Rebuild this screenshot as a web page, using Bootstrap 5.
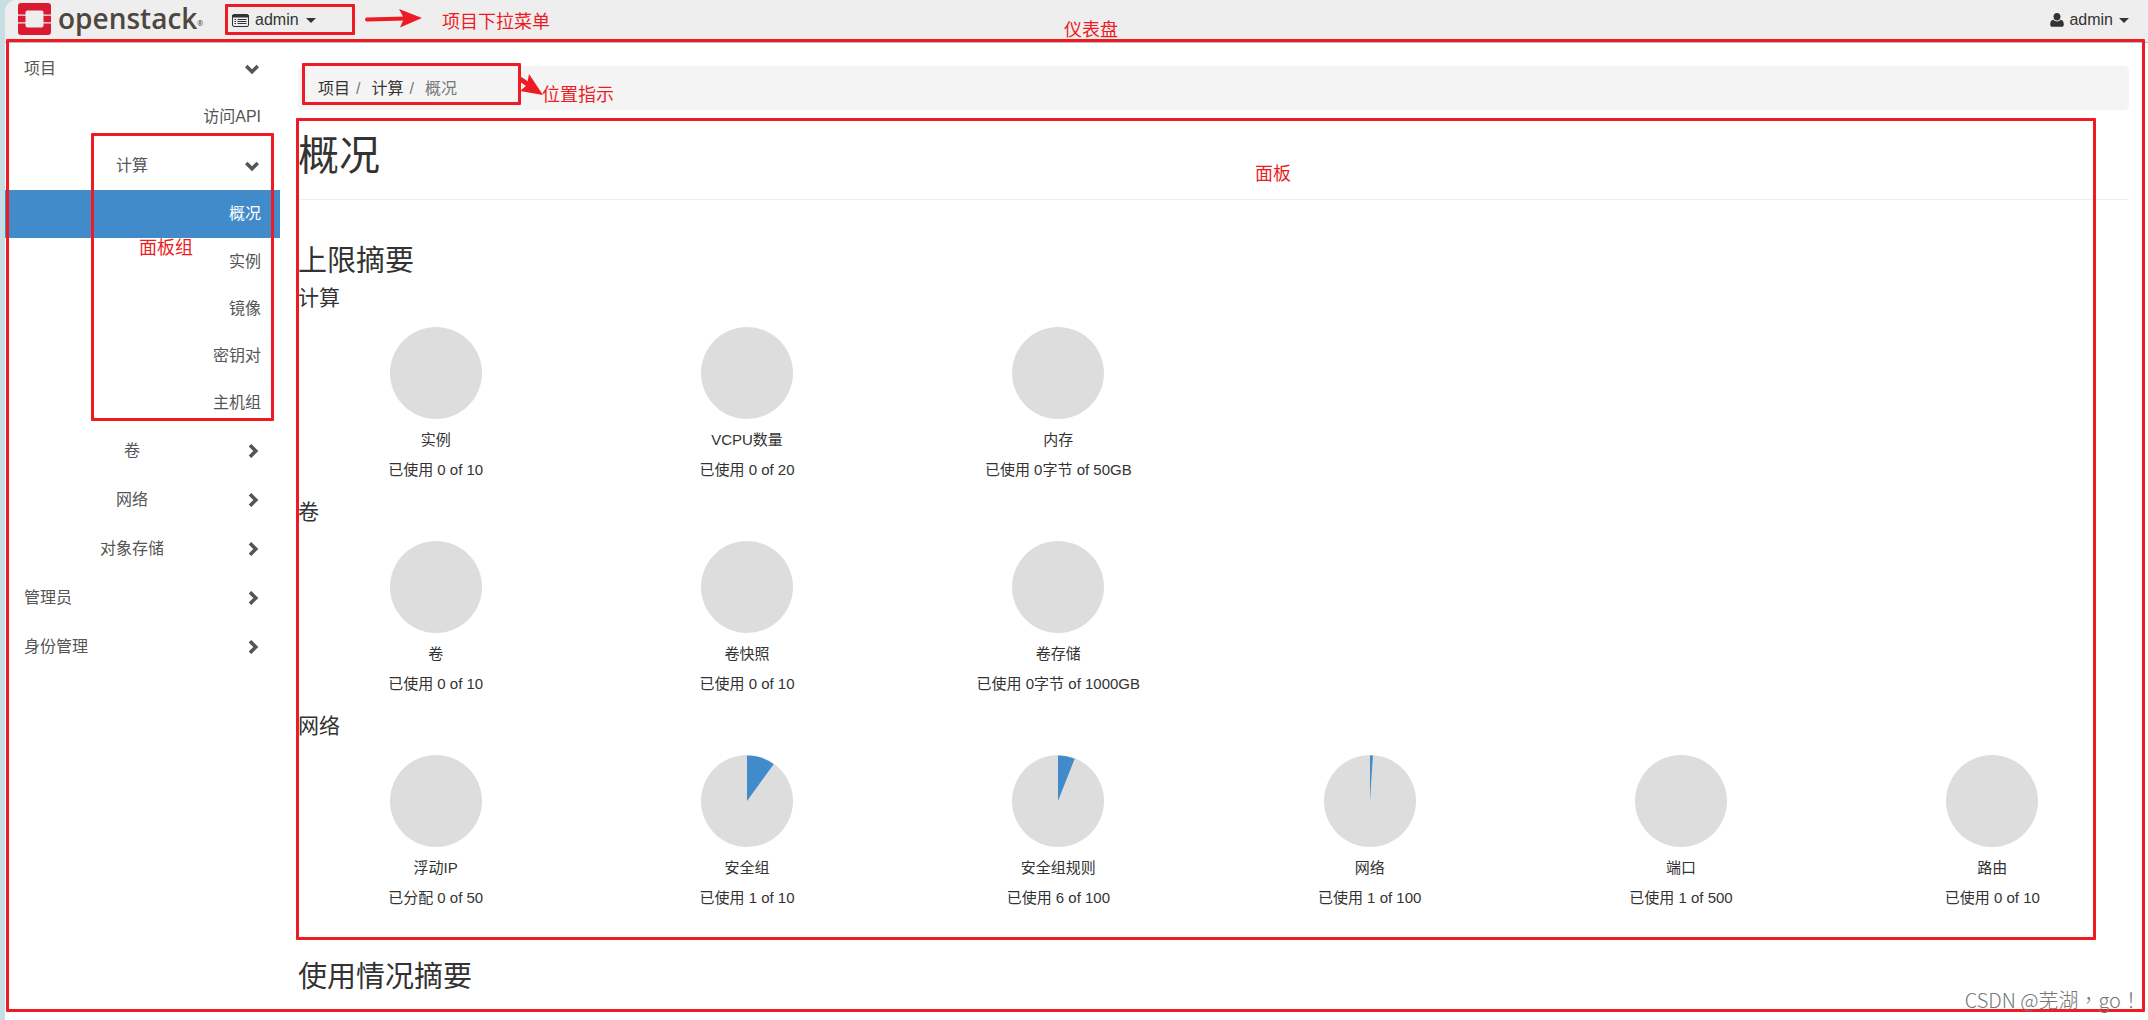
<!DOCTYPE html>
<html lang="zh-CN">
<head>
<meta charset="utf-8">
<meta name="viewport" content="width=device-width, initial-scale=1">
<title>概况 - OpenStack Dashboard</title>
<link href="https://cdn.jsdelivr.net/npm/bootstrap@5.3.0/dist/css/bootstrap.min.css" rel="stylesheet">
<style>
body{font-family:"Liberation Sans","Noto Sans CJK SC",sans-serif;font-size:16px;line-height:24px;color:#333;background:#c7dfe3}
.shell{margin-left:5px;min-height:100vh;background:#fff;border-top-left-radius:12px}
.topbar{height:43px;background:#eee;border-bottom:1px solid #bbb;border-top-left-radius:12px;padding:0 19px 0 13px}
.brand{width:214px;color:#4f463d;font:600 28px/36px "Open Sans",sans-serif}
.brand svg{margin:3px 7px 0 0}
.brand small{font-size:7px;line-height:20px;padding-top:14px}
.menu-btn{border:0;background:none;padding:0;color:#333;line-height:24px;height:24px;gap:6px;margin-top:8px}
.user-btn{gap:5px}
.menu-btn svg:last-child{margin-left:1px}
.side{width:275px;padding-top:1px;flex:none}
.side button{border:0;background:none;width:100%;height:49px;padding:0 21px 0 19px;color:#555;text-align:left}
.side .sub-head{padding-left:14px;text-align:center}
.side a{display:block;height:47px;line-height:47px;padding-right:19px;text-align:right;color:#555;text-decoration:none}
.side a.tall{height:48px}
.side a.active{background:#428bca;color:#fff}
.main{padding:23px 19px 0 18px;min-width:0}
.crumbs{height:44px;padding:2px 20px 0;background:#f4f4f4;border-radius:5px;margin-bottom:21px}
.crumbs a{color:#333;text-decoration:none}
.crumbs .breadcrumb-item+.breadcrumb-item{padding-left:6px}
.crumbs .breadcrumb-item+.breadcrumb-item::before{padding:0 11px 0 0;color:#777}
.crumbs .active{color:#777}
h1{font-size:41px;line-height:50px;margin:0 0 18px;font-weight:400}
h2{font-size:29px;line-height:36px;margin:0;font-weight:400}
h3{font-size:21px;line-height:26px;margin:0 0 16px;font-weight:400}
.rule{border-top:1px solid #eee;margin-bottom:43px}
.quota-section{height:214px;padding-top:6px}
.quota-row{margin:0 -19px 0 -18px}
.quota{text-align:center;font-size:15px;line-height:20px}
.quota svg{display:block;margin:0 auto 11px}
.quota p{margin:0 0 10px}
.usage-title{margin-top:38px}
.note-box,.note-text,.note-arrow{position:absolute;pointer-events:none}
.note-box{border:3px solid #ed1c24;border-radius:1px}
.note-text{color:#ed1c24;font-size:18px;line-height:24px;white-space:nowrap}
.n-dash{left:6px;right:3px;top:39px;height:973px}
.n-menu{left:225px;width:130px;top:4px;height:31px}
.n-crumb{left:302px;width:219px;top:63px;height:42px}
.n-group{left:91px;width:183px;top:133px;height:288px}
.n-panel{left:296px;right:52px;top:118px;height:822px}
.t-menu{left:442px;top:10px}
.t-crumb{left:542px;top:83px}
.t-dash{left:1064px;top:18px}
.t-panel{left:1255px;top:162px}
.t-group{left:139px;top:236px}
.a-menu{left:364px;top:8px}
.a-crumb{left:518px;top:74px}
.watermark{position:absolute;right:7px;top:988px;font:300 20px/24px "Noto Sans CJK TC",sans-serif;color:#777;white-space:nowrap}
</style>
</head>
<body class="position-relative">
<svg class="d-none">
  <symbol id="down" viewBox="0 0 14 14"><path d="M1.200 4 7 9.800 12.800 4" fill="none" stroke="currentColor" stroke-width="3.600"/></symbol>
  <symbol id="right" viewBox="0 0 14 14"><path d="M5 1.200 10.800 7 5 12.800" fill="none" stroke="currentColor" stroke-width="3.600"/></symbol>
  <symbol id="caret" viewBox="0 0 10 5"><path d="M0 0h10L5 5z" fill="currentColor"/></symbol>
</svg>
<div class="shell">
  <header class="topbar d-flex justify-content-between align-items-start">
    <div class="d-flex align-items-start">
      <a class="brand d-flex align-items-start text-decoration-none" href="#">
        <svg width="33" height="32" viewBox="0 0 33 32" aria-hidden="true">
          <path fill="#da1a32" d="M3 0h27a3 3 0 0 1 3 3v8.500h-7.500V9.500A2 2 0 0 0 23.500 7.500H9.500a2 2 0 0 0-2 2v2H0V3a3 3 0 0 1 3-3zM0 20.500h7.500v2a2 2 0 0 0 2 2h14a2 2 0 0 0 2-2v-2H33V29a3 3 0 0 1-3 3H3a3 3 0 0 1-3-3zM0 12.800h7.500v6.400H0zM25.500 12.800H33v6.400h-7.500z"/>
        </svg>
        <span>openstack</span><small>®</small>
      </a>
      <button class="menu-btn d-flex align-items-center" type="button">
        <svg width="17" height="13" viewBox="0 0 17 13" aria-hidden="true"><rect x=".5" y=".5" width="16" height="12" rx="1.500" fill="none" stroke="#333"/><path d="M0 1h17v2.500H0z" fill="#333"/><path d="M2.500 5.500h1.500M5.500 5.500h9M2.500 7.500h1.500M5.500 7.500h9M2.500 9.500h1.500M5.500 9.500h9" stroke="#333"/></svg>
        <span>admin</span>
        <svg width="10" height="5" aria-hidden="true"><use href="#caret"/></svg>
      </button>
    </div>
    <button class="menu-btn user-btn d-flex align-items-center" type="button">
      <svg width="14" height="14" viewBox="0 0 14 14" aria-hidden="true"><path fill="#333" d="M7 0c2.200 0 3.500 1.600 3.500 3.700S9 7.500 7 7.500 3.500 5.800 3.500 3.700 4.800 0 7 0zM3.400 6.800C4.300 7.900 5.500 8.500 7 8.500s2.700-.6 3.600-1.700c2.300.3 3.200 2.300 3.200 4.700 0 1.500-.9 2.300-2.200 2.300H2.400C1.100 13.800.2 13 .2 11.500c0-2.400.9-4.400 3.200-4.700z"/></svg>
      <span>admin</span>
      <svg width="10" height="5" aria-hidden="true"><use href="#caret"/></svg>
    </button>
  </header>
  <div class="d-flex">
    <nav class="side">
      <button class="d-flex align-items-center" type="button"><span class="flex-grow-1">项目</span><svg width="14" height="14"><use href="#down"/></svg></button>
      <a class="tall" href="#">访问API</a>
      <button class="sub-head d-flex align-items-center" type="button"><span class="flex-grow-1">计算</span><svg width="14" height="14"><use href="#down"/></svg></button>
      <a class="tall active" href="#" aria-current="page">概况</a>
      <a href="#">实例</a>
      <a href="#">镜像</a>
      <a href="#">密钥对</a>
      <a href="#">主机组</a>
      <button class="sub-head d-flex align-items-center" type="button"><span class="flex-grow-1">卷</span><svg width="14" height="14"><use href="#right"/></svg></button>
      <button class="sub-head d-flex align-items-center" type="button"><span class="flex-grow-1">网络</span><svg width="14" height="14"><use href="#right"/></svg></button>
      <button class="sub-head d-flex align-items-center" type="button"><span class="flex-grow-1">对象存储</span><svg width="14" height="14"><use href="#right"/></svg></button>
      <button class="d-flex align-items-center" type="button"><span class="flex-grow-1">管理员</span><svg width="14" height="14"><use href="#right"/></svg></button>
      <button class="d-flex align-items-center" type="button"><span class="flex-grow-1">身份管理</span><svg width="14" height="14"><use href="#right"/></svg></button>
    </nav>
    <main class="main flex-grow-1">
      <ol class="breadcrumb crumbs align-items-center">
        <li class="breadcrumb-item"><a href="#">项目</a></li>
        <li class="breadcrumb-item"><a href="#">计算</a></li>
        <li class="breadcrumb-item active" aria-current="page">概况</li>
      </ol>
      <h1>概况</h1>
      <div class="rule"></div>
      <h2>上限摘要</h2>
      <section class="quota-section">
        <h3>计算</h3>
        <div class="row g-0 quota-row">
          <div class="col-2 quota"><svg width="92" height="92" viewBox="0 0 92 92"><circle cx="46" cy="46" r="46" fill="#ddd"/></svg><p>实例</p><p>已使用 0 of 10</p></div>
          <div class="col-2 quota"><svg width="92" height="92" viewBox="0 0 92 92"><circle cx="46" cy="46" r="46" fill="#ddd"/></svg><p>VCPU数量</p><p>已使用 0 of 20</p></div>
          <div class="col-2 quota"><svg width="92" height="92" viewBox="0 0 92 92"><circle cx="46" cy="46" r="46" fill="#ddd"/></svg><p>内存</p><p>已使用 0字节 of 50GB</p></div>
        </div>
      </section>
      <section class="quota-section">
        <h3>卷</h3>
        <div class="row g-0 quota-row">
          <div class="col-2 quota"><svg width="92" height="92" viewBox="0 0 92 92"><circle cx="46" cy="46" r="46" fill="#ddd"/></svg><p>卷</p><p>已使用 0 of 10</p></div>
          <div class="col-2 quota"><svg width="92" height="92" viewBox="0 0 92 92"><circle cx="46" cy="46" r="46" fill="#ddd"/></svg><p>卷快照</p><p>已使用 0 of 10</p></div>
          <div class="col-2 quota"><svg width="92" height="92" viewBox="0 0 92 92"><circle cx="46" cy="46" r="46" fill="#ddd"/></svg><p>卷存储</p><p>已使用 0字节 of 1000GB</p></div>
        </div>
      </section>
      <section class="quota-section">
        <h3>网络</h3>
        <div class="row g-0 quota-row">
          <div class="col-2 quota"><svg width="92" height="92" viewBox="0 0 92 92"><circle cx="46" cy="46" r="46" fill="#ddd"/></svg><p>浮动IP</p><p>已分配 0 of 50</p></div>
          <div class="col-2 quota"><svg width="92" height="92" viewBox="0 0 92 92"><circle cx="46" cy="46" r="46" fill="#ddd"/><path fill="#428bca" d="M46 46V.5A45.500 45.500 0 0 1 72.700 9.200z"/></svg><p>安全组</p><p>已使用 1 of 10</p></div>
          <div class="col-2 quota"><svg width="92" height="92" viewBox="0 0 92 92"><circle cx="46" cy="46" r="46" fill="#ddd"/><path fill="#428bca" d="M46 46V.5A45.500 45.500 0 0 1 62.700 3.700z"/></svg><p>安全组规则</p><p>已使用 6 of 100</p></div>
          <div class="col-2 quota"><svg width="92" height="92" viewBox="0 0 92 92"><circle cx="46" cy="46" r="46" fill="#ddd"/><path fill="#428bca" d="M46 46V.5A45.500 45.500 0 0 1 48.900.6z"/></svg><p>网络</p><p>已使用 1 of 100</p></div>
          <div class="col-2 quota"><svg width="92" height="92" viewBox="0 0 92 92"><circle cx="46" cy="46" r="46" fill="#ddd"/></svg><p>端口</p><p>已使用 1 of 500</p></div>
          <div class="col-2 quota"><svg width="92" height="92" viewBox="0 0 92 92"><circle cx="46" cy="46" r="46" fill="#ddd"/></svg><p>路由</p><p>已使用 0 of 10</p></div>
        </div>
      </section>
      <h2 class="usage-title">使用情况摘要</h2>
    </main>
  </div>
</div>

<div class="note-box n-dash"></div>
<div class="note-box n-menu"></div>
<div class="note-box n-crumb"></div>
<div class="note-box n-group"></div>
<div class="note-box n-panel"></div>
<svg class="note-arrow a-menu" width="60" height="22" viewBox="0 0 60 22"><path d="M3 11.500 42 10.500" stroke="#ed1c24" stroke-width="4" stroke-linecap="round"/><path d="M35 1 58 10 36 19.500 40 10.500z" fill="#ed1c24"/></svg>
<svg class="note-arrow a-crumb" width="26" height="24" viewBox="0 0 26 24"><path d="M2 5 14 13" stroke="#ed1c24" stroke-width="5"/><path d="M11 0 25 21 2 17 9 11z" fill="#ed1c24"/></svg>
<div class="note-text t-menu">项目下拉菜单</div>
<div class="note-text t-crumb">位置指示</div>
<div class="note-text t-dash">仪表盘</div>
<div class="note-text t-panel">面板</div>
<div class="note-text t-group">面板组</div>
<div class="watermark" lang="zh-TW">CSDN @芜湖，go！</div>
<script src="https://cdn.jsdelivr.net/npm/bootstrap@5.3.0/dist/js/bootstrap.bundle.min.js"></script>
</body>
</html>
++++++++++
■ Direction
Return nothing except the number of lines that include the string "page".

■ Finished answer
3